Netanyahu ‘wants new peace talks’

Israeli PM says he is open to negotiations, but refuses to commit to Palestinian state.

Benyamin Netanyahu - Israeli prime minister meet Hosni Mubarak Egyptian president
Netanyahu, left, and Mubarak held talks in the Egyptian resort of Sharm-el-Sheikh [AFP]

However, Netanyahu again refused to commit to discussions on an independent Palestinian state, a bedrock principle of international peace efforts to which Israel committed itself under the “roadmap” in 2003.

He has instead insisted that the Palestinian economy be improved before more substantive talks on other issues.

“We would like Israel and the Palestinians to live with prospects of peace, security and prosperity. The three things go together and not one at the expense of the other,” Netanyahu said after Monday’s talks.

Comprehensive

Mubarak said that Netanyahu had assured him that the new Israeli government was committed to peace.

“I demanded positive action on a two-state solution, leading the way to a comprehensive peace according to Arab Peace Initiative,’ he told the news conference.

“I mentioned the importance of resuming peace talks with the Palestinians from where they stopped before, leading to the creation of a Palestinian state. 

“[Netanyahu] has preferred to speak about economic peace, something that all Palestinian factions, including Fatah and the Palestinian Authority, have rejected”

Nour Odeh,
Al Jazeera correspondent

Al Jazeera’s Nour Odeh, reporting from Ramallah in the occupied West Bank, said that Netanyahu’s visit to Egypt had angered several Palestinian groups.

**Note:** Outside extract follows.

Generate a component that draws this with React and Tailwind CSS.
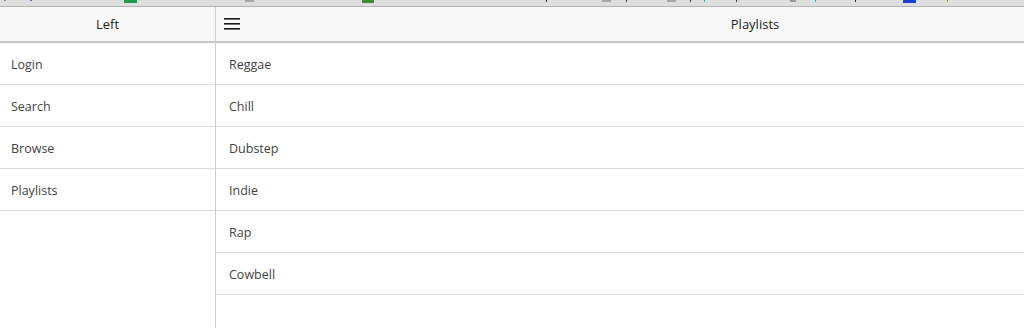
const menuItems = ['Login', 'Search', 'Browse', 'Playlists'];
const playlists = ['Reggae', 'Chill', 'Dubstep', 'Indie', 'Rap', 'Cowbell'];

function TopStrip() {
  // leftover sliver of the browser bookmark bar
  return (
    <svg width="1024" height="6" className="block bg-[#dedede]">
      <rect x="124" y="0" width="13" height="3" fill="#1e9e4a" />
      <rect x="245" y="0" width="9" height="2" fill="#a8a8a8" />
      <rect x="362" y="0" width="12" height="3" fill="#3a8f2c" />
      <rect x="602" y="0" width="9" height="2" fill="#a8a8a8" />
      <rect x="667" y="0" width="9" height="2" fill="#a8a8a8" />
      <rect x="903" y="0" width="13" height="3" fill="#1d3fc9" />
      <rect x="4" y="0" width="2" height="1" fill="#888" />
      <rect x="30" y="0" width="2" height="1" fill="#4a6fb0" />
      <rect x="546" y="0" width="1" height="2" fill="#222" />
      <rect x="626" y="0" width="1" height="2" fill="#444" />
      <rect x="690" y="0" width="1" height="2" fill="#444" />
      <rect x="704" y="0" width="1" height="2" fill="#3aa3c9" />
      <rect x="736" y="0" width="1" height="2" fill="#444" />
      <rect x="790" y="0" width="6" height="2" fill="#999" />
      <rect x="815" y="0" width="1" height="2" fill="#3aa3c9" />
      <rect x="855" y="0" width="1" height="2" fill="#222" />
      <rect x="947" y="0" width="1" height="2" fill="#b07a20" />
    </svg>
  );
}

function Hamburger() {
  return (
    <svg width="16" height="13" viewBox="0 0 16 13" className="block">
      <rect x="0" y="0" width="16" height="1.6" fill="#1a1a1a" />
      <rect x="0" y="5" width="16" height="1.6" fill="#1a1a1a" />
      <rect x="0" y="10" width="16" height="1.6" fill="#1a1a1a" />
    </svg>
  );
}

export default function App() {
  return (
    <div className="w-[1024px] h-[328px] overflow-hidden bg-white font-['Open_Sans',sans-serif]">
      <TopStrip />
      <div className="h-px bg-[#b4b4b4]" />
      <div className="flex h-[321px]">
        {/* Left menu */}
        <div className="w-[216px] shrink-0 border-r border-[#cfcfcf]">
          <div className="h-[36px] flex items-center justify-center pt-[2px] bg-[#f8f8f8] border-b-2 border-[#c6c6c6] text-[13px] font-medium text-[#222]">
            Left
          </div>
          {menuItems.map((item) => (
            <div key={item} className="h-[42px] flex items-center pl-[11px] pt-[3px] border-b border-[#dcdcdc] text-[12.5px] text-[#444]">
              {item}
            </div>
          ))}
        </div>

        {/* Content */}
        <div className="flex-1">
          <div className="h-[36px] flex items-center bg-[#f8f8f8] border-b-2 border-[#c6c6c6]">
            <button className="ml-[8px] mt-[1px] flex items-center">
              <Hamburger />
            </button>
            <div className="flex-1 pl-[246px] pt-[2px] text-center text-[13px] font-medium text-[#222]">
              Playlists
            </div>
          </div>
          {playlists.map((item) => (
            <div key={item} className="h-[42px] flex items-center pl-[13px] pt-[3px] border-b border-[#dcdcdc] text-[12.5px] text-[#444]">
              {item}
            </div>
          ))}
        </div>
      </div>
    </div>
  );
}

They have officially sounded their concern that Egypt is welcoming the right-wing Israeli prime minister when he has not said the magic words … he has not recognised the Palestinian people’s right to establish their own state,” she said.

“He has preferred to speak about economic peace, something that all Palestinian factions, including Fatah and the Palestinian Authority, have rejected.

“The speech really rang hollow as far as the Palestinians are concerned.”

Egypt is one of only two Arab countries, along with Jordan, to have signed a peace deal with Israel and both leaders on Monday hailed the agreement made 30 years ago.

“The peace agreement between Israel and Egypt was signed more than three decades ago and we have been able to prove that peace is not an impossible proposition,” Mubarak said.

US trip

Netanyahu’s trip to Egypt comes a week before he is due to meet Barack Obama, the US president, in Washington and to finally unveil his policy toward the Middle East peace process.

Netanyahau may also meet King Abdullah II, the Jordanian monarch, on Wednesday, officials said.

In an interview with the UK’s The Times newspaper, Abdullah said that further delays to peace talks would lead to the world being “sucked into another conflict”.

“If there are no clear signals and no clear directives to all of us, there will be a feeling that this is just another American government that is going to let us all down,” he was quoted as saying.

The Times said Abdullah had conceived the plan with Obama in Washington in April and that details are likely to be thrashed out this month, including during Obama’s meeting with Netanyahu.

Abdullah travelled to Damascus on Monday to meet Bashar al-Assad, the Syrian president, to discuss the plan.

“President Assad and King Abdullah II underscored the importance of the US administration call for a comprehensive peace in the region based on … the principle of land-for-peace,” Syria’s state-run SANA news agency reported.